Gemini가 설명을 기반으로 이미지를 생성합니다. 이 프로세스는 몇 초 정도 걸리지만 용량에 따라 상대적으로 느릴 수 있습니다.

Python

설치

pip install --upgrade google-genai

자세한 내용은 SDK 참고 문서를 참고하세요.

Vertex AI에서 생성형 AI SDK를 사용하도록 환경 변수를 설정합니다.

# Replace the `GOOGLE_CLOUD_PROJECT` and `GOOGLE_CLOUD_LOCATION` values
# with appropriate values for your project.
export GOOGLE_CLOUD_PROJECT=GOOGLE_CLOUD_PROJECT
export GOOGLE_CLOUD_LOCATION=global
export GOOGLE_GENAI_USE_VERTEXAI=True

from google import genai
from google.genai.types import GenerateContentConfig, Modality
from PIL import Image
from io import BytesIO

client = genai.Client()

response = client.models.generate_content(
    model="gemini-3-pro-image-preview",
    contents=("Generate an image of the Eiffel tower with fireworks in the background."),
    config=GenerateContentConfig(
        response_modalities=[Modality.TEXT, Modality.IMAGE],
    ),
)
for part in response.candidates[0].content.parts:
    if part.text:
        print(part.text)
    elif part.inline_data:
        image = Image.open(BytesIO((part.inline_data.data)))
        image.save("output_folder/example-image-eiffel-tower.png")

Node.js

설치

npm install @google/genai

자세한 내용은 SDK 참고 문서를 참고하세요.

Vertex AI에서 생성형 AI SDK를 사용하도록 환경 변수를 설정합니다.

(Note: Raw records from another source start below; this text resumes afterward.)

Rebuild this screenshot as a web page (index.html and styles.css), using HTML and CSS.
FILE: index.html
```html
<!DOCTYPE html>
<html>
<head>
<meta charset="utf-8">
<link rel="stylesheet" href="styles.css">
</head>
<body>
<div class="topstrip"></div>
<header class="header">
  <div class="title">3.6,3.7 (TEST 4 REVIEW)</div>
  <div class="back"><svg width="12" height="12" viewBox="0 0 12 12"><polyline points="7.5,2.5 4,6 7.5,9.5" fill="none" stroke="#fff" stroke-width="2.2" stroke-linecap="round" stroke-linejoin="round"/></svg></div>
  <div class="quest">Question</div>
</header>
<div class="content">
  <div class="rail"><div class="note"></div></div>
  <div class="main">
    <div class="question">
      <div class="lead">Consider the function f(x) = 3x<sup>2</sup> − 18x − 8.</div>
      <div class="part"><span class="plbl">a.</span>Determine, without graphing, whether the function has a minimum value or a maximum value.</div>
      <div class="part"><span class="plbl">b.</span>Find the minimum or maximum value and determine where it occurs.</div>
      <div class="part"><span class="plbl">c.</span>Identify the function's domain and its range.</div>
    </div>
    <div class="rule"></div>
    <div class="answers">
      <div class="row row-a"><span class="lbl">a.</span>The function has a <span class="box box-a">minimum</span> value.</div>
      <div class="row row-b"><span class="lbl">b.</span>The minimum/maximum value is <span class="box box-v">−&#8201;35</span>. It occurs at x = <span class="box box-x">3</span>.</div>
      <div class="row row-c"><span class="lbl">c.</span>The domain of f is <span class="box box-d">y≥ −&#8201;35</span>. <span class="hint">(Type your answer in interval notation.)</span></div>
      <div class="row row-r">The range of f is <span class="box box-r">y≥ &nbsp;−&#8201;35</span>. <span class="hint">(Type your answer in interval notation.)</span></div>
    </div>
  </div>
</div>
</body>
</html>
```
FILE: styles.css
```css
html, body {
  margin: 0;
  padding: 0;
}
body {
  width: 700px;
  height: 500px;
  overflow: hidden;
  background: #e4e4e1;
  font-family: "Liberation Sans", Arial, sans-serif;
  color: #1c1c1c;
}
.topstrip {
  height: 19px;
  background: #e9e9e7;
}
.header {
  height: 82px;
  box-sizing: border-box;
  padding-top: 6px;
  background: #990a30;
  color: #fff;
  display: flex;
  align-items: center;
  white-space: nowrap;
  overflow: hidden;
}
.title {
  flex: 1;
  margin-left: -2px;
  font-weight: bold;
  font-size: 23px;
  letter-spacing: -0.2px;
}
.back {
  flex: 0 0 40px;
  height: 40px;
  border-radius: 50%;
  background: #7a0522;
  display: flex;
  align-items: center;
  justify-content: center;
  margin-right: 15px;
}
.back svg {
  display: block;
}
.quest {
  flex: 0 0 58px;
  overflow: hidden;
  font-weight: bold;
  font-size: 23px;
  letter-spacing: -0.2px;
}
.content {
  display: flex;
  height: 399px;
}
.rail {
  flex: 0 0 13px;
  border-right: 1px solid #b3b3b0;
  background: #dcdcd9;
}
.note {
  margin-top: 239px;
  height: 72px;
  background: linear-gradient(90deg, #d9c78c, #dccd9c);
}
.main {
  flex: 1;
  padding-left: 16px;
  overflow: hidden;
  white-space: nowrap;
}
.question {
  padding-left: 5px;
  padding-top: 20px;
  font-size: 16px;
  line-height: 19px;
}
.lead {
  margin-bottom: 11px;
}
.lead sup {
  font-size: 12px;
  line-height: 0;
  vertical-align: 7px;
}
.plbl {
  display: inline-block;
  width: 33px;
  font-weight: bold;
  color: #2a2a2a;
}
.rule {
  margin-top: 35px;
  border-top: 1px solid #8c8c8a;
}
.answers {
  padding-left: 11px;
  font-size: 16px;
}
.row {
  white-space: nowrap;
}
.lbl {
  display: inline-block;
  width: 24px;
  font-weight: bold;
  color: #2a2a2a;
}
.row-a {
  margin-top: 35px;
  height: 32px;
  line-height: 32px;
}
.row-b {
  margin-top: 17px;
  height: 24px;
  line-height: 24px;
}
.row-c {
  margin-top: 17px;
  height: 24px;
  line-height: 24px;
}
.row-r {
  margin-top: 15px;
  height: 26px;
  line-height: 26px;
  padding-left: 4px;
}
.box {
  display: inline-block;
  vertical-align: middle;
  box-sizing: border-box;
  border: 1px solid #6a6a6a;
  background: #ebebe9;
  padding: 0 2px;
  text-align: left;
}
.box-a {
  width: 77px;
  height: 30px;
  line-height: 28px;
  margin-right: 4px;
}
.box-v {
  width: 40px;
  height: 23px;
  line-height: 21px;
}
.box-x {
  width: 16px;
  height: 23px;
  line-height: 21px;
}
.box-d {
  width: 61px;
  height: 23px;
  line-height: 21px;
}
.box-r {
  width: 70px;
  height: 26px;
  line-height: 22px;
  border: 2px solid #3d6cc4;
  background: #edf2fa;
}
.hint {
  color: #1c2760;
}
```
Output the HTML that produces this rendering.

# Replace the `GOOGLE_CLOUD_PROJECT` and `GOOGLE_CLOUD_LOCATION` values
# with appropriate values for your project.
export GOOGLE_CLOUD_PROJECT=GOOGLE_CLOUD_PROJECT
export GOOGLE_CLOUD_LOCATION=global
export GOOGLE_GENAI_USE_VERTEXAI=True

const fs = require('fs');
const {GoogleGenAI, Modality} = require('@google/genai');

const GOOGLE_CLOUD_PROJECT = process.env.GOOGLE_CLOUD_PROJECT;
const GOOGLE_CLOUD_LOCATION =
  process.env.GOOGLE_CLOUD_LOCATION || 'us-central1';

async function generateImage(
  projectId = GOOGLE_CLOUD_PROJECT,
  location = GOOGLE_CLOUD_LOCATION
) {
  const client = new GoogleGenAI({
    vertexai: true,
    project: projectId,
    location: location,
  });

  const response = await client.models.generateContentStream({
    model: 'gemini-2.5-flash-image',
    contents:
      'Generate an image of the Eiffel tower with fireworks in the background.',
    config: {
      responseModalities: [Modality.TEXT, Modality.IMAGE],
    },
  });

  const generatedFileNames = [];
  let imageIndex = 0;

  for await (const chunk of response) {
    const text = chunk.text;
    const data = chunk.data;
    if (text) {
      console.debug(text);
    } else if (data) {
      const outputDir = 'output-folder';
      if (!fs.existsSync(outputDir)) {
        fs.mkdirSync(outputDir, {recursive: true});
      }
      const fileName = `${outputDir}/generate_content_streaming_image_${imageIndex++}.png`;
      console.debug(`Writing response image to file: ${fileName}.`);
      try {
        fs.writeFileSync(fileName, data);
        generatedFileNames.push(fileName);
      } catch (error) {
        console.error(`Failed to write image file ${fileName}:`, error);
      }
    }
  }

  // Example response:
  //  I will generate an image of the Eiffel Tower at night, with a vibrant display of
  //  colorful fireworks exploding in the dark sky behind it. The tower will be
  //  illuminated, standing tall as the focal point of the scene, with the bursts of
  //  light from the fireworks creating a festive atmosphere.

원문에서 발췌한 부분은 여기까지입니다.